Hopefully they can sort the range, and the post 50% charging, the Corsa-e charging slows now a lot when it's 50% full.

Oh, and winter.  They need to sort winter.  My 6 month old 3000 mile Corsa-e was showing 62 miles of range when full last winter, and that's with sparing use of the heater.

The Dr 13 September 2022

62 miles of range from a 50kw Corsa is awful. My Ioniq 5 which has a 73kw battery has been getting 328 miles of range in summer and this drops to around 280 miles in winter. If your batteries perform in a similar manner you should be getting around 190-210 miles

RTPL 13 September 2022

Some entry and mid-level OEMs seem to think they can step up to premium pricing and leave their existing client bases behind and grab new customers.

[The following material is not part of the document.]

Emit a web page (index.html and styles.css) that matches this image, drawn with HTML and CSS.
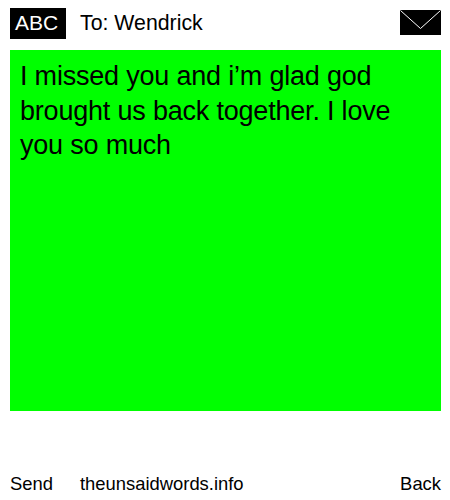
FILE: index.html
```html
<!DOCTYPE html>
<html lang="en">
<head>
<meta charset="UTF-8">
<meta name="viewport" content="width=device-width, initial-scale=1.0">
<title>The Unsaid Words</title>
<link rel="stylesheet" href="styles.css">
</head>
<body>
<div class="page">
  <div class="top-bar">
    <div class="abc">ABC</div>
    <div class="to">To: Wendrick</div>
    <svg class="envelope" width="41" height="25" viewBox="0 0 41 25">
      <rect width="41" height="25" fill="#000"/>
      <path d="M0.5 0.5L20.5 18.5L40.5 0.5" fill="none" stroke="#fff" stroke-width="1"/>
    </svg>
  </div>
  <div class="message">I missed you and i’m glad god brought us back together. I love you so much</div>
  <div class="bottom-bar">
    <span class="send">Send</span>
    <span class="site">theunsaidwords.info</span>
    <span class="back">Back</span>
  </div>
</div>
</body>
</html>
```

FILE: styles.css
```css
body {
  margin: 0;
  background-color: white;
  font-family: "Liberation Sans", Arial, sans-serif;
  color: black;
}
.page {
  width: 431px;
  height: 500px;
  padding-left: 10px;
  display: flex;
  flex-direction: column;
}
.top-bar {
  display: flex;
  align-items: flex-start;
  height: 42px;
  padding-top: 8px;
}
.abc {
  width: 51px;
  height: 31px;
  padding-left: 5px;
  line-height: 30px;
  background-color: black;
  color: white;
  font-size: 21px;
}
.to {
  margin-left: 14px;
  line-height: 30px;
  font-size: 21.3px;
  flex-grow: 1;
}
.envelope {
  margin-top: 2px;
}
.message {
  height: 352px;
  padding: 9px 10px 0;
  background-color: #00ff00;
  font-size: 27px;
  line-height: 34.5px;
  letter-spacing: -0.2px;
}
.bottom-bar {
  display: flex;
  margin-top: 62px;
  font-size: 18.4px;
  line-height: 22px;
}
.send {
  width: 70px;
}
.site {
  flex-grow: 1;
}
```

Chinese brands are going to eat some "legacy" manufacturers for breakfast.

Recent Chinese brands bringing cars to Europe include Aiways, Ora, MG, Xpeng, Nio and loads more. 

The real brand that will make a true impact is BYD. They will offer their Atto 3 in RHD in Q1 2023. Their big news is they are building a factory in Thailand, which is an RHD market, that will open in 24 months. They also own their own battery and chip manufacturers. 

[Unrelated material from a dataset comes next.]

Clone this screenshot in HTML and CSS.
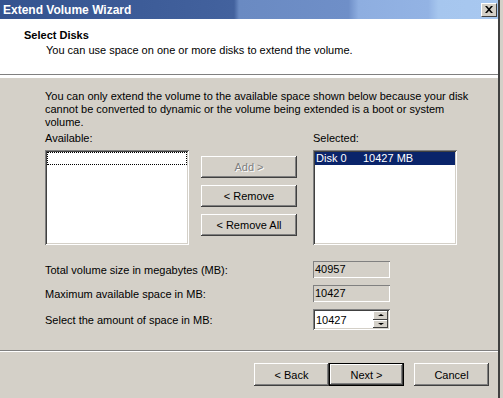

I wonder who will be the first major brand to disappear...I think SEAT will be replaced by Cupra allowing VAG to charge more for a car made in the same factory.

 

 

 

 

 

cheesy 13 September 2022

Politics have nothing to do with it 

Last time i looked the Government didn't sell cars

Manufacturers taking an advantage of people wanting an Electric car so price them higher.

The range has stalled or manufacturers are happy to stick with what they have.

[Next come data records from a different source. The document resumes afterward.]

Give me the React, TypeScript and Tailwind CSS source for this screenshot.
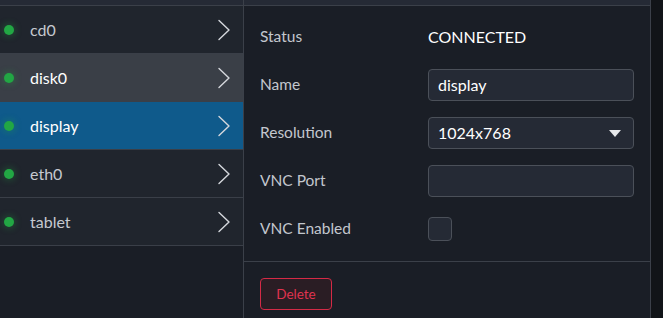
const devices = ['cd0', 'disk0', 'display', 'eth0', 'tablet'];

function Chevron() {
  return (
    <svg width="14" height="22" viewBox="0 0 14 22" fill="none" className="text-[#d5d8dd]">
      <path d="M2 1.5 L12 11 L2 20.5" stroke="currentColor" strokeWidth="1.4" strokeLinecap="round" strokeLinejoin="round" />
    </svg>
  );
}

function DeviceRow({ name, state }: { name: string; state: 'normal' | 'hover' | 'active' }) {
  const bg =
    state === 'active' ? 'bg-[#0f5a8b] text-white' : state === 'hover' ? 'bg-[#3a3f47] text-white' : 'bg-[#20252d] text-[#c5c9d0]';
  return (
    <div className={`flex h-[48px] items-center border-b border-[#3a3f48] pl-[4px] pr-[12px] ${bg}`}>
      <span className="h-[10px] w-[10px] rounded-full bg-[#22a744] shadow-[0_0_6px_2px_rgba(34,167,68,0.25)]" />
      <span className="ml-[16px] flex-1 text-[16px]">{name}</span>
      <Chevron />
    </div>
  );
}

function Field({ label, children }: { label: string; children: React.ReactNode }) {
  return (
    <div className="flex h-[32px] items-center">
      <span className="w-[168px] text-[15.5px] text-[#c3c7ce]">{label}</span>
      <div className="flex flex-1 items-center">{children}</div>
    </div>
  );
}

export default function App() {
  return (
    <div className="flex h-[318px] w-[663px] overflow-hidden bg-[#111418] font-['Lato',sans-serif]">
      <div className="flex w-[651px] flex-col border-r border-[#3b4049] bg-[#1a1e26]">
        <div className="flex h-[6px] border-b border-[#3b4049] bg-[#252a35]">
          <div className="w-[244px] border-r border-[#3b4049]" />
        </div>
        <div className="flex flex-1">
          <div className="w-[244px] border-r border-[#3b4049]">
            {devices.map((d) => (
              <DeviceRow
                key={d}
                name={d}
                state={d === 'display' ? 'active' : d === 'disk0' ? 'hover' : 'normal'}
              />
            ))}
          </div>
          <div className="flex flex-1 flex-col">
            <div className="flex flex-col gap-[16px] border-b border-[#3b4049] px-[16px] pb-[16px] pt-[15px]">
              <Field label="Status">
                <span className="text-[16px] text-white">CONNECTED</span>
              </Field>
              <Field label="Name">
                <div className="flex h-[32px] w-[206px] items-center rounded-[4px] border border-[#4b5059] bg-[#252a35] px-[9px] text-[16px] text-white">
                  display
                </div>
              </Field>
              <Field label="Resolution">
                <div className="flex h-[32px] w-[206px] items-center justify-between rounded-[4px] border border-[#4b5059] bg-[#252a35] pl-[9px] pr-[12px] text-[16px] text-white">
                  1024x768
                  <svg width="12" height="7" viewBox="0 0 12 7">
                    <path d="M0 0 L12 0 L6 7 Z" fill="#e6e8eb" />
                  </svg>
                </div>
              </Field>
              <Field label="VNC Port">
                <div className="h-[32px] w-[206px] rounded-[4px] border border-[#4b5059] bg-[#252a35]" />
              </Field>
              <Field label="VNC Enabled">
                <div className="h-[24px] w-[24px] rounded-[4px] border border-[#4b5059] bg-[#252a35]" />
              </Field>
            </div>
            <div className="px-[16px] pt-[16px]">
              <button className="h-[32px] w-[72px] rounded-[4px] border border-[#d42a46] bg-[#2a1d24] text-[13.5px] text-[#e0334f]">
                Delete
              </button>
            </div>
          </div>
        </div>
      </div>
    </div>
  );
}
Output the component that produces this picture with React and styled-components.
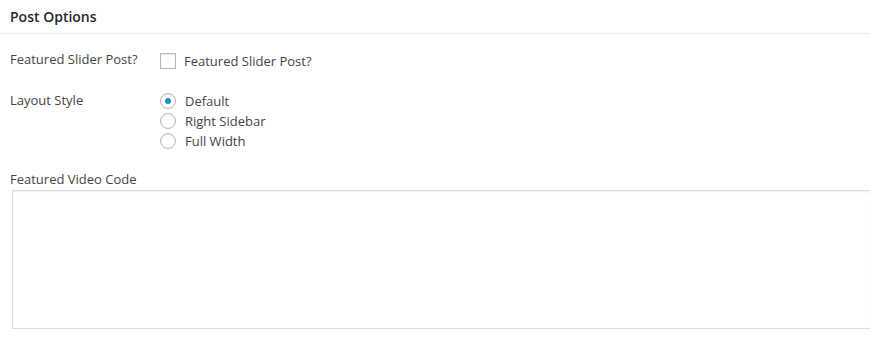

Overdrive 13 September 2022

So the fact that has Government legistation, first providng significantly more attractive taxation incentives for EVs and then only allowing EVs to be sold from 2035, has nothing to do with it?!!

xxxx 13 September 2022

It's 2022 not 2035, you can still but 308 for £25k.

Overdrive 13 September 2022
2035 only relates to the sale of news cars. EV favouring tax rules have been in place for the past few years and considering most EVs sold are fleet cars, it is clear they sell because it saves companies £££ in tax to buy EVs.
Andrew1 13 September 2022
Of course it does. It's not just the price of things that matter, it's also your available income.
A manufacturer is free to ask as much as they like. If they don't price it right, it doesn't sell.
dukebox9reg 14 September 2022

Its not manufacturers taking 'advantage' 

Material costs for a BEV vs ICE is considerably more. Manufactures are just trying to maintain their margins and usually are still loosing money selling a BEV vs an ICE.